Übrigens steht in §305c BGB:
"(1) Bestimmungen in Allgemeinen Geschäftsbedingungen, die nach den Umständen, insbesondere nach dem *äußeren Erscheinungsbild des Vertrags*, so ungewöhnlich sind, dass der Vertragspartner des Verwenders mit ihnen nicht zu rechnen braucht, werden nicht Vertragsbestandteil. 

(2) Zweifel bei der Auslegung Allgemeiner Geschäftsbedingungen gehen zu Lasten des Verwenders."

Zu §305c (1) BGB: Dürfte bzgl. des äußeren Erscheinungsbildes wohl einschlägig sein.
Zu §305c (2) BGB: Ebenfalls einschlägig. Denn auch in den AGB wird von "registrieren" gesprochen, und nicht von "anmelden". Keiner meiner Thesauri listet für "registrieren" als Synonym "anmelden" auf.

§13 (4) der AGB ist im Übrigen unwirksam wegen Verstoßes gegen das Transparenzgebot (s. KG NJW 998, 829 und BGH NJW-RR 1996, 86. Oder mal auf www.bundesgerichtshof.de nach "Transparenzgebot" suchen. Die Seite ist momentan allerdings offline, sonst würde ich es selbst tun und passende AZ hier posten).

Ich bin kein Anwalt, und alles "meiner Meinung nach".


----------



## rolf76 (16 Januar 2006)

Wie und ob sich die geschilderten Beobachtungen im Einzelfall auf die Wirksamkeit des Vertrages auswirken, sei dahin gestellt. Entscheidend ist generell, wie der Empfänger einer Erklärung diese verstehen durfte. 





			
				AugenAuf schrieb:
			
		

> Und wer will euch schon nachweisen, dass ihr euch die Seiten *mit* Grafiken habt anzeigen lassen? Und selbst *wenn* ihr die Seiten mit Grafiken betrachtet habt: Bei vielen Browsern ist es so, dass sie - solange die Grafikdatei noch nicht vollständig angekommen ist - den ALT-Text der Grafik anzeigen. Ihr habt "dummerweise" auf den Button geklickt, bevor die Grafik bei euch angekommen ist, und demzufolge habt ihr *nicht* auf den Button "Registrieren" geklickt, sondern auf "Anmelden".
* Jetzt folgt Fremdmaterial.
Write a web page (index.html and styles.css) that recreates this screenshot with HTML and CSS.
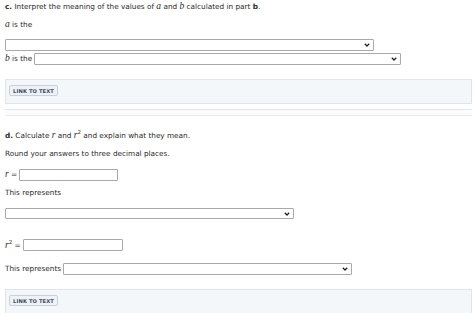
FILE: index.html
```html
<!DOCTYPE html>
<html lang="en">

<head>
    <meta charset="UTF-8" />
    <meta name="viewport" content="width=device-width, initial-scale=1.0" />
    <title>Question parts c and d</title>
    <link rel="stylesheet" href="styles.css">
</head>

<body>
    <main class="page">
        <section class="part part-c">
            <p class="prompt"><b>c.</b> Interpret the meaning of the values of <i class="m">a</i> and <i class="m">b</i> calculated in part <b>b</b>.</p>
            <p class="line line-a"><i class="m">a</i> is the</p>
            <div class="dropdown dd-a">
                <svg class="chev" viewBox="0 0 6 4" width="6" height="4"><path d="M0.8 0.8 L3 3 L5.2 0.8" /></svg>
            </div>
            <div class="row row-b">
                <span class="lbl"><i class="m">b</i> is the</span>
                <div class="dropdown dd-b">
                    <svg class="chev" viewBox="0 0 6 4" width="6" height="4"><path d="M0.8 0.8 L3 3 L5.2 0.8" /></svg>
                </div>
            </div>
            <div class="linkbox">
                <button class="linkbtn">LINK TO TEXT</button>
            </div>
        </section>

        <div class="divider"></div>

        <section class="part part-d">
            <p class="prompt"><b>d.</b> Calculate <i class="m">r</i> and <i class="m">r</i><sup>2</sup> and explain what they mean.</p>
            <p class="line line-round">Round your answers to three decimal places.</p>
            <div class="row row-r">
                <span class="lbl"><i class="m">r</i> =</span>
                <input class="answer" type="text" />
            </div>
            <p class="line line-rep">This represents</p>
            <div class="dropdown dd-c">
                <svg class="chev" viewBox="0 0 6 4" width="6" height="4"><path d="M0.8 0.8 L3 3 L5.2 0.8" /></svg>
            </div>
            <div class="row row-r2">
                <span class="lbl"><i class="m">r</i><sup>2</sup> =</span>
                <input class="answer" type="text" />
            </div>
            <div class="row row-rep">
                <span class="lbl">This represents</span>
                <div class="dropdown dd-d">
                    <svg class="chev" viewBox="0 0 6 4" width="6" height="4"><path d="M0.8 0.8 L3 3 L5.2 0.8" /></svg>
                </div>
            </div>
            <div class="linkbox linkbox-d">
                <button class="linkbtn">LINK TO TEXT</button>
            </div>
        </section>
    </main>
</body>

</html>
```

FILE: styles.css
```css
* {
    margin: 0;
    padding: 0;
    box-sizing: border-box;
}

html,
body {
    background: #ffffff;
    overflow: hidden;
}

body {
    font-family: 'DejaVu Sans', Verdana, sans-serif;
    font-size: 7.3px;
    line-height: 10px;
    color: #2b2b2b;
}

.page {
    width: 474px;
    padding: 2px 2px 0 5px;
}

b {
    font-weight: 700;
}

.m {
    font-family: 'Liberation Serif', 'Times New Roman', serif;
    font-style: italic;
    font-size: 9.5px;
    line-height: 1;
}

sup {
    font-size: 5.5px;
    line-height: 1;
    vertical-align: 4px;
}

.line-a {
    margin-top: 8px;
}

.dropdown {
    height: 12px;
    border: 1px solid #a9a9a9;
    border-radius: 1px;
    background: #ffffff;
    display: flex;
    align-items: center;
    justify-content: flex-end;
    padding-right: 3px;
}

.chev {
    fill: none;
    stroke: #222222;
    stroke-width: 1.3;
}

.dd-a {
    width: 369px;
    margin-top: 9px;
}

.row {
    display: flex;
    align-items: center;
    gap: 2px;
}

.row-b {
    margin-top: 2px;
}

.dd-b {
    width: 367px;
}

.linkbox {
    margin-top: 14px;
    height: 25px;
    border: 1px solid #dfe5eb;
    background: #f4f7fa;
    padding: 5px 3px 0;
}

.linkbtn {
    display: block;
    height: 11px;
    padding: 0 3px;
    font-family: 'DejaVu Sans', Verdana, sans-serif;
    font-size: 5.2px;
    font-weight: 700;
    letter-spacing: 0.1px;
    color: #3d4b5c;
    background: #eef2f6;
    border: 1px solid #c9d2dc;
    border-radius: 2px;
}

.divider {
    margin-top: 5px;
    height: 7px;
    border-top: 1px solid #e1e6ec;
    border-bottom: 1px solid #e6ebf0;
    background: #fbfcfd;
}

.part-d .prompt {
    margin-top: 14px;
}

.line-round {
    margin-top: 8px;
}

.row-r {
    margin-top: 10px;
}

.answer {
    height: 12px;
    border: 1px solid #a9a9a9;
    border-radius: 1px;
    background: #ffffff;
}

.row-r .answer {
    width: 99px;
}

.line-rep {
    margin-top: 7px;
}

.dd-c {
    width: 289px;
    height: 11px;
    margin-top: 10px;
}

.row-r2 {
    margin-top: 20px;
}

.row-r2 .answer {
    width: 100px;
}

.row-rep {
    margin-top: 12px;
}

.dd-d {
    width: 289px;
}

.linkbox-d {
    margin-top: 14px;
}
```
Ich würde jedenfalls niemandem empfehlen, vor Gericht wahrheitswidrige Angaben zu machen.

*Generelle *Hilfestellung zum Thema hier:
http://forum.computerbetrug.de/viewtopic.php?p=133759#133759

*Individuelle* Beratung zum konkreten Vorgehen erhält man bei den Verbraucherzentralen oder bei einem Anwalt.


----------



## Anonymous (16 Januar 2006)

rolf76 schrieb:
			
		

> Ich würde jedenfalls niemandem empfehlen, vor Gericht wahrheitswidrige Angaben zu machen.



So möchte ich meine obigen Ausführungen auch nicht verstanden wissen.  Einen Vertragspartner mal dezent zu fragen, wie er auf den Gedanken kommt, man habe auf einen "Registrieren"-Button geklickt und *nicht* auf einen "Anmelden"-Button, und ob er das auch beweisen kann, dürfte aber wohl legitim sind.


----------



## rolf76 (16 Januar 2006)

Anonymous schrieb:
			
		

> Einen Vertragspartner mal dezent zu fragen, wie er auf den Gedanken kommt, man habe auf einen "Registrieren"-Button geklickt und *nicht* auf einen "Anmelden"-Button, und ob er das auch beweisen kann, dürfte aber wohl legitim sind.


Soweit es um die Geltendmachung eines möglichen Entgeltanspruchs geht, muss in der Tat der Anbieter den Vertragsschluss darlegen und ggf. beweisen.

Bitte beachten: Wer sich darauf beruft, dass auf der Startseite unten von einem Klick auf einen "Registrieren"-Button und nicht auf einen "Anmelden"-Button die Rede sei, kann sich später nicht mehr erfolgreich darauf berufen, dass er den Text unten gar nicht gelesen habe und auch keine Veranlassung zum Runterscrollen gehabt habe...


----------



## rolf76 (19 Januar 2006)

Zur neueren Entwicklung siehe auch:

*"Teure Gratis-SMS-Seiten: Jetzt kommen Rechnungen und Spam"
*
http://forum.computerbetrug.de/viewtopic.php?p=134482#134482
http://www.dialerschutz.de/aktuelles.php?action=output&id=323


----------



## Anonymous (19 Januar 2006)

AugenAuf schrieb:
			
		

> ... Und wer will euch schon nachweisen, dass ihr euch die Seiten *mit* Grafiken habt anzeigen lassen?...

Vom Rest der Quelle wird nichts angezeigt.